I knew that he had been looking at us dancing and talking to some of the regulars about us, but the invitation was kind of unexpected. Despite the strange "snapping fingers", you know, I'm just a tango tourist and game to dance with any milonguero (if only for the chance to write about it at nauseating length afterwards). I popped up out of my seat, ready to polka!***

*** Refer to Part 9 of our 2008 adventures where Tete had to disturb a whole section of seats at El Beso to get my attention for more Irene-flavoured awkwardness.

It was a tanda of Troilo with Fiorentino, not usually chosen by modern "Villa Urquiza" dancers who like their music nice and slow and dramatic to show off all their elegant "lines" and "pauses". Their dance interpretation of anything faster or peppier could sometimes look like they were, as the chinese would say, "trying to drag a bull up a tree". I was therefore, curious how Julio Duplaa would interpret early Troilo.

No worries - Julio Duplaa is a complete dancer, like all the milongueros. He dances really pleasantly - easy going, gentle leading, great musicality. Lots of giros - pretty difficult but not as difficult as Tete with his dynamic explosions! No problem following for me, Man Yung does so many giros that giros are now easier than walking :-P I certainly enjoyed this dance and Julio may be just happy that I followed without tripping over either my feet or any imaginary fire hydrant - well, I'm being modest, more than that because he was smiling and not grimacing or looking irritated anymore. In fact, it was the nicest dance I´ve had with a "milonguero" this trip so far. Julio asked me to dance again and even got his wife Elsa Marie to dance with Man Yung when he came back from the washroom.


Julio Duplaa with Natacha Poberaj at Buenos Aires Gran Milonga Nacional 2009. I tell you, dancing with Julio himself was even more awesome than this video could ever express.

After all this Julio took us by the hand and asked us whether we "knew" Maria Carmen and Jorge and whether we would like to be introduced. We had said hello to Maria Carmen but not Jorge so we said yes - and we trekked over to the back of the room to be "properly" introduced. Maria Carmen and Jorge were nice and friendly. Jorge didn't mind at all when Man Yung proclaimed Jorge danced well... but Maria Carmen danced even better! Afterwards Jorge danced two tangos with Maria Carmen and we got to watch them dance without the graininess of Youtube intervening. Yes, Maria Carmen has amazing, bold, clean but intricate footwork - the two of them together are classic.
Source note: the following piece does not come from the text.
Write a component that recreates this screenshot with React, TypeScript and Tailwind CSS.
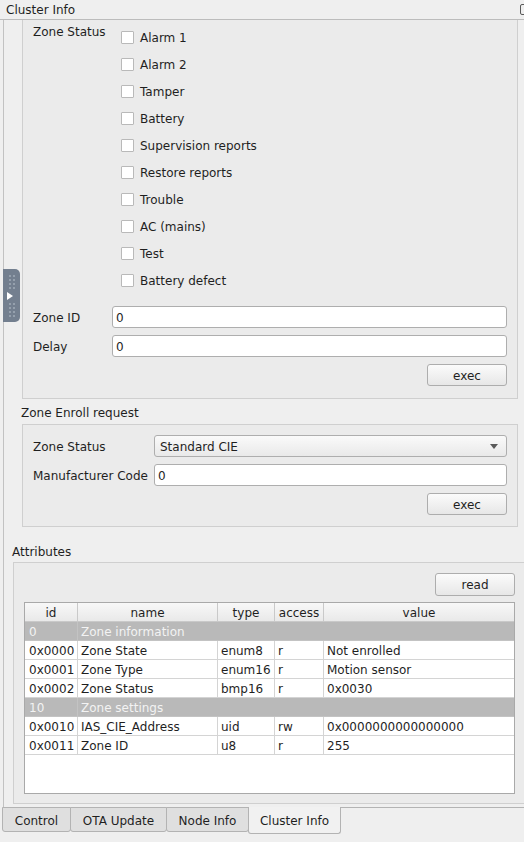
import React from 'react'

const zoneBits = [
  'Alarm 1',
  'Alarm 2',
  'Tamper',
  'Battery',
  'Supervision reports',
  'Restore reports',
  'Trouble',
  'AC (mains)',
  'Test',
  'Battery defect',
]

type Row = { group?: boolean; id: string; name: string; type?: string; access?: string; value?: string }

const rows: Row[] = [
  { group: true, id: '0', name: 'Zone information' },
  { id: '0x0000', name: 'Zone State', type: 'enum8', access: 'r', value: 'Not enrolled' },
  { id: '0x0001', name: 'Zone Type', type: 'enum16', access: 'r', value: 'Motion sensor' },
  { id: '0x0002', name: 'Zone Status', type: 'bmp16', access: 'r', value: '0x0030' },
  { group: true, id: '10', name: 'Zone settings' },
  { id: '0x0010', name: 'IAS_CIE_Address', type: 'uid', access: 'rw', value: '0x0000000000000000' },
  { id: '0x0011', name: 'Zone ID', type: 'u8', access: 'r', value: '255' },
]

function Checkbox({ label }: { label: string }) {
  return (
    <div className="h-[27px] flex items-center">
      <div className="w-[13px] h-[13px] bg-white border border-[#b9b9b9] rounded-[1px]" />
      <span className="ml-[6px]">{label}</span>
    </div>
  )
}

function TextInput({ value, width }: { value: string; width: string }) {
  return (
    <div className={`${width} h-[22px] bg-white border border-[#aeaeae] rounded-[3px] flex items-center pl-[3px] pt-[1px]`}>
      {value}
    </div>
  )
}

function Button({ label, width = 'w-[80px]', height = 'h-[22px]' }: { label: string; width?: string; height?: string }) {
  return (
    <div
      className={`${width} ${height} border border-[#adadad] rounded-[3px] bg-gradient-to-b from-[#fbfbfb] to-[#e7e7e7] flex items-center justify-center pt-[1px]`}
    >
      {label}
    </div>
  )
}

function Tab({ label, width, selected }: { label: string; width: string; selected?: boolean }) {
  if (selected) {
    return (
      <div className={`${width} h-[27px] border-x border-b border-[#b3b3b3] rounded-b-[3px] bg-[#f1f1f1] flex items-center justify-center pt-[2px]`}>
        {label}
      </div>
    )
  }
  return (
    <div className={`${width} h-[25px] border border-[#b3b3b3] rounded-b-[3px] bg-[#dfdfdf] flex items-center justify-center pt-[3px] -mr-px`}>
      {label}
    </div>
  )
}

const cols = 'grid grid-cols-[53px_140px_57px_49px_1fr] h-[19px]'

export default function App() {
  return (
    <div className="w-[524px] h-[842px] bg-[#efefef] overflow-hidden relative font-['DejaVu_Sans',sans-serif] text-[12px] leading-[14px] text-[#1f1f1f]">
      {/* dock title */}
      <div className="h-[20px] border-b border-[#bcbcbc] flex items-center pl-[6px]">
        <span>Cluster Info</span>
        <div className="ml-auto -mr-[6px] w-[10px] h-[11px] border border-[#5a5a5a] rounded-[2px]" />
      </div>

      {/* scroll area */}
      <div className="ml-[3px] w-[530px] h-[787px] border-l border-[#c2c2c2] flex flex-col">
        {/* Zone Status group (top scrolled away) */}
        <div className="ml-[18px] w-[496px] border-x border-b border-[#cfcfcf] bg-[#ebebeb] pt-[4px] pl-[10px] pr-[10px] pb-[12px]">
          <div className="flex">
            <div className="w-[79px] pt-[1px]">Zone Status</div>
            <div className="pl-[9px] flex flex-col">
              {zoneBits.map((b) => (
                <Checkbox key={b} label={b} />
              ))}
            </div>
          </div>
          <div className="mt-[12px] flex flex-col gap-[7px]">
            <div className="flex items-center">
              <div className="w-[79px] pt-[2px]">Zone ID</div>
              <TextInput value="0" width="w-[395px]" />
            </div>
            <div className="flex items-center">
              <div className="w-[79px] pt-[2px]">Delay</div>
              <TextInput value="0" width="w-[395px]" />
            </div>
            <div className="flex justify-end">
              <Button label="exec" />
            </div>
          </div>
        </div>

        {/* Zone Enroll request */}
        <div className="h-[25px] pl-[17px] pt-[7px]">Zone Enroll request</div>
        <div className="ml-[18px] w-[496px] border border-[#cfcfcf] bg-[#ebebeb] pt-[10px] px-[10px] pb-[11px] flex flex-col gap-[7px]">
          <div className="flex items-center">
            <div className="w-[121px] pt-[2px]">Zone Status</div>
            <div className="w-[353px] h-[22px] border border-[#aeaeae] rounded-[3px] bg-gradient-to-b from-[#fafafa] to-[#e9e9e9] flex items-center pl-[5px] pr-[8px]">
              <span className="pt-[1px]">Standard CIE</span>
              <svg className="ml-auto" width="8" height="5" viewBox="0 0 8 5">
                <path d="M0 0h8L4 5z" fill="#5a5a5a" />
              </svg>
            </div>
          </div>
          <div className="flex items-center">
            <div className="w-[121px] pt-[2px]">Manufacturer Code</div>
            <TextInput value="0" width="w-[353px]" />
          </div>
          <div className="flex justify-end">
            <Button label="exec" />
          </div>
        </div>

        {/* Attributes */}
        <div className="h-[35px] pl-[8px] pt-[18px]">Attributes</div>
        <div className="ml-[9px] w-[520px] border-l border-y border-[#cfcfcf] bg-[#ebebeb] pt-[10px] pl-[10px] pb-[9px]">
          <div className="w-[491px] flex justify-end">
            <Button label="read" width="w-[80px]" height="h-[23px]" />
          </div>
          <div className="mt-[6px] w-[491px] h-[192px] border border-[#a9a9a9] bg-white flex flex-col">
            <div className={`${cols} bg-gradient-to-b from-[#f8f8f8] to-[#e8e8e8]`}>
              {['id', 'name', 'type', 'access', 'value'].map((h, i) => (
                <div
                  key={h}
                  className={`flex items-center justify-center pt-[2px] border-b border-[#c9c9c9] ${i < 4 ? 'border-r' : ''}`}
                >
                  {h}
                </div>
              ))}
            </div>
            {rows.map((r) =>
              r.group ? (
                <div key={r.id} className={`${cols} bg-[#b9b9b9] text-[#f3f3f3]`}>
                  <div className="flex items-center pl-[4px] pt-[2px] border-r border-b border-[#c3c3c3]">{r.id}</div>
                  <div className="col-span-4 flex items-center pl-[3px] pt-[2px] border-b border-[#c3c3c3]">{r.name}</div>
                </div>
              ) : (
                <div key={r.id} className={cols}>
                  <div className="flex items-center pl-[4px] pt-[2px] border-r border-b border-[#d4d4d4]">{r.id}</div>
                  <div className="flex items-center pl-[3px] pt-[2px] border-r border-b border-[#d4d4d4]">{r.name}</div>
                  <div className="flex items-center pl-[3px] pt-[2px] border-r border-b border-[#d4d4d4] overflow-hidden whitespace-nowrap">{r.type}</div>
                  <div className="flex items-center pl-[3px] pt-[2px] border-r border-b border-[#d4d4d4]">{r.access}</div>
                  <div className="flex items-center pl-[3px] pt-[2px] border-b border-[#d4d4d4]">{r.value}</div>
                </div>
              )
            )}
          </div>
        </div>
      </div>

      {/* tab bar */}
      <div className="flex items-start pl-[2px]">
        <Tab label="Control" width="w-[69px]" />
        <Tab label="OTA Update" width="w-[97px]" />
        <Tab label="Node Info" width="w-[83px]" />
        <Tab label="Cluster Info" width="w-[93px]" selected />
        <div className="flex-1 border-t border-[#b3b3b3]" />
      </div>

      {/* collapsed side panel handle */}
      <div className="absolute left-[3px] top-[269px] w-[17px] h-[53px] bg-[#737f8f] rounded-r-[5px] flex flex-col items-center justify-center">
        <div className="grid grid-cols-2 gap-[2px] mb-[3px]">
          {Array.from({ length: 8 }).map((_, i) => (
            <div key={i} className="w-[2px] h-[2px] bg-[#95a0ad]" />
          ))}
        </div>
        <svg width="6" height="8" viewBox="0 0 6 8" className="-ml-[3px]">
          <path d="M0 0L6 4L0 8z" fill="#ffffff" />
        </svg>
        <div className="grid grid-cols-2 gap-[2px] mt-[3px]">
          {Array.from({ length: 8 }).map((_, i) => (
            <div key={i} className="w-[2px] h-[2px] bg-[#95a0ad]" />
          ))}
        </div>
      </div>
    </div>
  )
}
The locals who applauded us were leaving and before they left we exchanged a few words and kissed goodbye. It may seem strange for strangers to tell you that they liked your dancing, but it appears to be normal in Buenos Aires. I recall something that Osvaldo said in an interview - when he was young and attending milongas for the first time, the milongas were filled with Tango Gods and Goddesses. If they liked someone's dancing, they would say it, even if the dancer was from some other barrio. It was honest appreciation and encouragement. Here in Toronto, it's a different mentality. No one would speak up to criticize and especially not to praise, unless one was naive or had ulterior motives. Would it make us seem like losers to admit someone was dancing well? Our egos are wrapped up in cocoons.

It was time for us to leave too. Julio got Elsa Marie to call us a remise, and it was time to say goodnight. We had a pleasant conversation with Julio about where we were from (and where we got the chance we got to correct any lingering misconception that we might be Japanese) and he gave us his business card. Julio works in an important advertising agency downtown when he isn't being the lord of his milonga. The remise came - and off we were again into the night.

OK, I have to take a nap now to get ready for dinner at Alberto´s tonight. I´ll tell you all about Saturday´s adventures later.